Physician, Wife Create Gynecology Professorship at HopkinsTheodore Baramki, M.D., a specialist in women's reproductive health at The Johns Hopkins Medical Institutions and Greater Baltimore Medical Center, and his wife, Ingrid, have committed $1.5 million to The Johns Hopkins University School of Medicine to establish a professorship in the Department of Gynecology and Obstetrics.
The professorship is in reproductive endocrinology, which focuses on women's reproductive health and includes assisted reproductive technology such as in vitro fertilization.
The endowment of the professorship is a leadership gift to the Johns Hopkins Initiative, the $900 million campaign launched last fall for The Johns Hopkins University and The Johns Hopkins Hospital and Health System.
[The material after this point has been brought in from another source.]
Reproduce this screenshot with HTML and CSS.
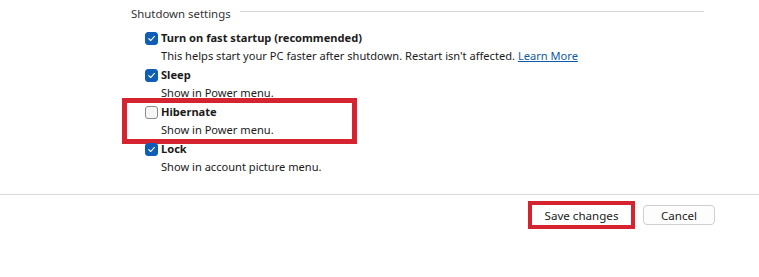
FILE: index.html
```html
<!DOCTYPE html>
<html lang="en">
<head>
<meta charset="utf-8">
<title>Shutdown settings</title>
<link rel="stylesheet" href="styles.css">
</head>
<body>
<div class="page">
  <section class="group">
    <div class="group-head">
      <span class="group-title">Shutdown settings</span>
      <span class="group-rule"></span>
    </div>
    <ul class="options">
      <li class="option">
        <div class="opt-title"><span class="box checked"><svg viewBox="0 0 12 12"><path d="M3 6.2 L5.1 8.2 L9.2 3.8"/></svg></span>Turn on fast startup (recommended)</div>
        <div class="opt-desc">This helps start your PC faster after shutdown. Restart isn't affected. <a class="link" href="#">Learn More</a></div>
      </li>
      <li class="option">
        <div class="opt-title"><span class="box checked"><svg viewBox="0 0 12 12"><path d="M3 6.2 L5.1 8.2 L9.2 3.8"/></svg></span>Sleep</div>
        <div class="opt-desc">Show in Power menu.</div>
      </li>
      <li class="option highlight">
        <div class="opt-title"><span class="box"></span>Hibernate</div>
        <div class="opt-desc">Show in Power menu.</div>
      </li>
      <li class="option">
        <div class="opt-title"><span class="box checked"><svg viewBox="0 0 12 12"><path d="M3 6.2 L5.1 8.2 L9.2 3.8"/></svg></span>Lock</div>
        <div class="opt-desc">Show in account picture menu.</div>
      </li>
    </ul>
  </section>
  <footer class="footer">
    <button class="btn btn-save" type="button">Save changes</button>
    <button class="btn btn-cancel" type="button">Cancel</button>
  </footer>
</div>
</body>
</html>
```
FILE: styles.css
```css
*, *::before, *::after { box-sizing: border-box; }
html, body {
  margin: 0;
  padding: 0;
  background: #ffffff;
}
body {
  font-family: "Noto Sans", "Open Sans", sans-serif;
  font-size: 11.1px;
  color: #1b1b1b;
}
.page {
  width: 759px;
  height: 277px;
}
.group {
  margin-left: 131px;
  width: 573px;
  height: 194px;
}
.group-head {
  display: flex;
  align-items: center;
  height: 24px;
  padding-top: 4px;
}
.group-title {
  color: #333;
  line-height: 18px;
  white-space: nowrap;
  font-size: 11.4px;
}
.group-rule {
  flex: 1;
  height: 1px;
  background: #d5d5d5;
  margin-left: 9px;
  margin-top: -5px;
}
.options {
  list-style: none;
  margin: 5px 0 0 0;
  padding: 0 0 0 14px;
}
.option {
  margin-bottom: 2px;
  position: relative;
}
.opt-title {
  display: flex;
  align-items: center;
  font-weight: 700;
  line-height: 18px;
  height: 18px;
}
.opt-desc {
  padding-left: 16px;
  line-height: 17px;
  white-space: nowrap;
}
.box {
  width: 13px;
  height: 13px;
  border-radius: 3px;
  border: 1px solid #8a8a8a;
  background: #f6f6f6;
  margin-right: 3px;
  flex: none;
  display: flex;
  align-items: center;
  justify-content: center;
}
.box.checked {
  background: #0f5db5;
  border-color: #0f5db5;
}
.box svg {
  width: 11px;
  height: 11px;
}
.box svg path {
  fill: none;
  stroke: #ffffff;
  stroke-width: 1.2;
  stroke-linecap: round;
  stroke-linejoin: round;
}
.link {
  color: #0f5aa8;
  text-decoration: underline;
}
.highlight::after {
  content: "";
  position: absolute;
  left: -23px;
  top: -5px;
  width: 235px;
  height: 46px;
  border: 5px solid #d52330;
}
.footer {
  border-top: 1px solid #dadada;
  display: flex;
  justify-content: flex-end;
  align-items: center;
  gap: 8px;
  padding: 6px 44px 0 0;
}
.btn {
  font-family: inherit;
  font-size: 11.6px;
  color: #1b1b1b;
  background: #fdfdfd;
  cursor: pointer;
  padding: 0;
}
.btn-save {
  width: 107px;
  height: 28px;
  border: 4px solid #d52330;
  background: #ffffff;
}
.btn-cancel {
  width: 72px;
  height: 20px;
  border: 1px solid #cfcfcf;
  border-radius: 4px;
}
```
The campaign, scheduled to end in February 2000, has received commitments of more than $386 million, nearly 44 percent of the overall goal. Commitments for endowments and capital needs, the primary focus of the campaign, stand at nearly $271 million, almost 53 percent of the goal of $525 million in those areas.
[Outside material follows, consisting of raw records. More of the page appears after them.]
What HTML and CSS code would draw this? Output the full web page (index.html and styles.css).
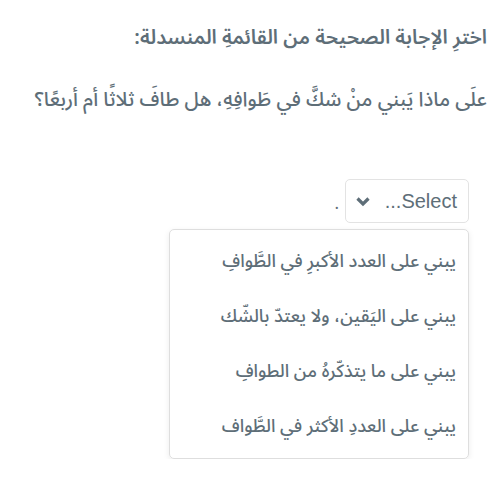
FILE: index.html
```html
<!DOCTYPE html>
<html lang="ar" dir="rtl">
<head>
    <meta charset="UTF-8">
    <meta name="viewport" content="width=device-width, initial-scale=1.0">
    <title>اختر الإجابة</title>
    <link rel="stylesheet" href="styles.css">
</head>
<body>

    <p class="title">اخترِ الإجابة الصحيحة من القائمةِ المنسدلة:</p>

    <p class="question">علَى ماذا يَبني منْ شكَّ في طَوافِهِ، هل طافَ ثلاثًا أم أربعًا؟</p>

    <div class="answer">
        <div class="pick">
            <div class="select">
                <span class="select-text">Select...</span>
                <svg class="chevron" width="16" height="11" viewBox="0 0 16 11">
                    <path d="M2.5 2.5 L8 8 L13.5 2.5" fill="none" stroke="#5e6e78" stroke-width="3.2"/>
                </svg>
            </div>
            <span class="dot">.</span>
        </div>

        <!-- open menu -->
        <ul class="menu">
            <li>يبني على العدد الأكبرِ في الطَّوافِ</li>
            <li>يبني على اليَقين، ولا يعتدّ بالشّك</li>
            <li>يبني على ما يتذكّرهُ من الطوافِ</li>
            <li>يبني على العددِ الأكثر في الطَّواف</li>
        </ul>
    </div>

</body>
</html>
```

FILE: styles.css
```css
body {
    margin: 0;
    padding: 0 17px 0 16px;
    font-family: "Noto Sans Arabic", "DejaVu Sans", sans-serif;
    color: #5e6e78;
    background-color: #fff;
}

.title {
    margin: 25px 0 0;
    font-size: 20px;
    font-weight: 600;
    line-height: 26px;
}

.question {
    margin: 36px 0 0;
    font-size: 20px;
    font-weight: 500;
    line-height: 26px;
}

.answer {
    margin-top: 66px;
    padding-right: 18px;
}

.pick {
    display: flex;
    align-items: center;
    gap: 6px;
}

.select {
    width: 124px;
    height: 44px;
    box-sizing: border-box;
    border: 1px solid #e3e3e3;
    border-radius: 5px;
    display: flex;
    align-items: center;
    justify-content: space-between;
    padding: 0 11px 0 9px;
}

.select-text {
    font-family: "Liberation Sans", Arial, sans-serif;
    font-size: 20px;
    direction: rtl;
}

.chevron {
    margin-top: 1px;
}

.dot {
    font-size: 17px;
    margin-top: 6px;
}

.menu {
    list-style: none;
    margin: 6px 0 0;
    padding: 4px 0;
    width: 300px;
    box-sizing: border-box;
    border: 1px solid #dedede;
    border-radius: 5px;
    box-shadow: 0 2px 6px rgba(0, 0, 0, 0.08);
}

.menu li {
    height: 55px;
    line-height: 55px;
    padding-right: 12px;
    font-size: 18px;
    font-weight: 500;
}
```
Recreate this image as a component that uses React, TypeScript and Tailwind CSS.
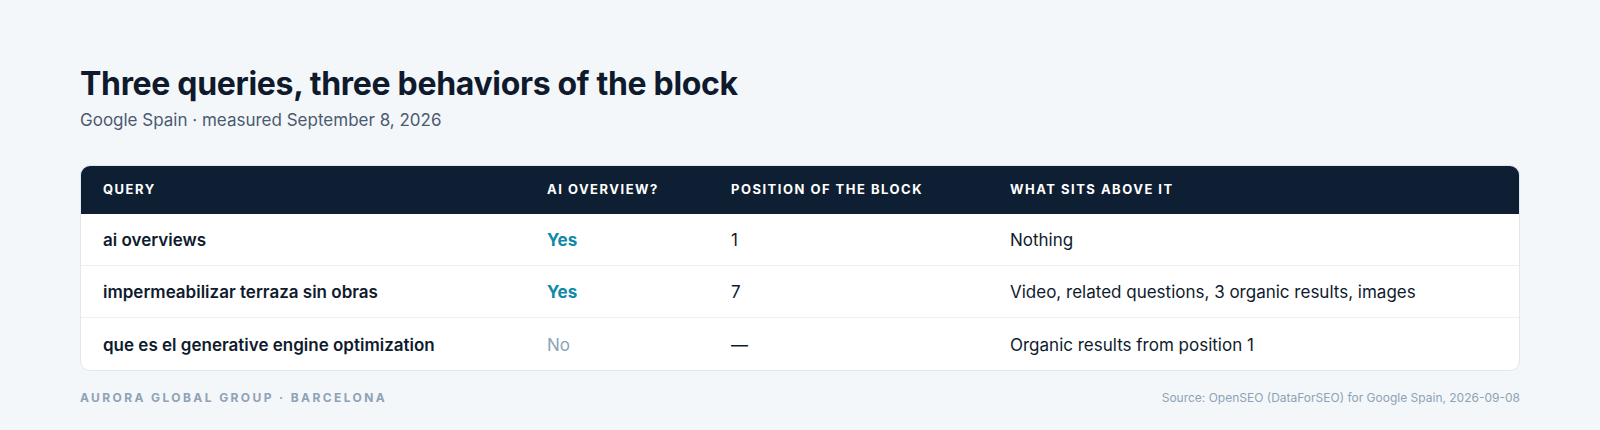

A native of Palestine and a graduate of Cairo University School of Medicine, Theodore Baramki was training at Augusta Victoria Hospital in Jerusalem in 1958 when he met Richard W. TeLinde, M.D., chairman of the Hopkins Department of Gynecology. TeLinde urged the younger man to come to Hopkins for a residency in his department.
Baramki came to Hopkins in 1960 and, from 1964 to 1966, held a fellowship under the renowned in vitro fertilization pioneers Howard and Georgeanna Jones. He then accepted a full-time teaching appointment at Hopkins and has been on the faculty ever since.
In 1969, he was named co-director of Johns Hopkins Hospital's Prenatal Diagnostic Center, the first in the state. Baramki was named head of the division of reproductive endocrinology at GBMC in 1978.
In 1969, Baramki married Ingrid Ringe, a Fordham and University of Maryland graduate he had met when she was serving a residency in hospital pharmacy at Johns Hopkins. She began her career at GBMC and served for 12 years as director of pharmacy services at Sheppard Pratt Hospital.
"It gives Ingrid and me great satisfaction to be able to make this professorship possible," Baramki said. "It will strengthen the Department of Gynecology and Obstetrics, further its research, and benefit patients who come to Hopkins for help, especially infertile couples."
The first occupant of the Theodore and Ingrid Baramki Professorship is Howard A. Zacur, M.D., Ph.D., director of the department's division of reproductive endocrinology.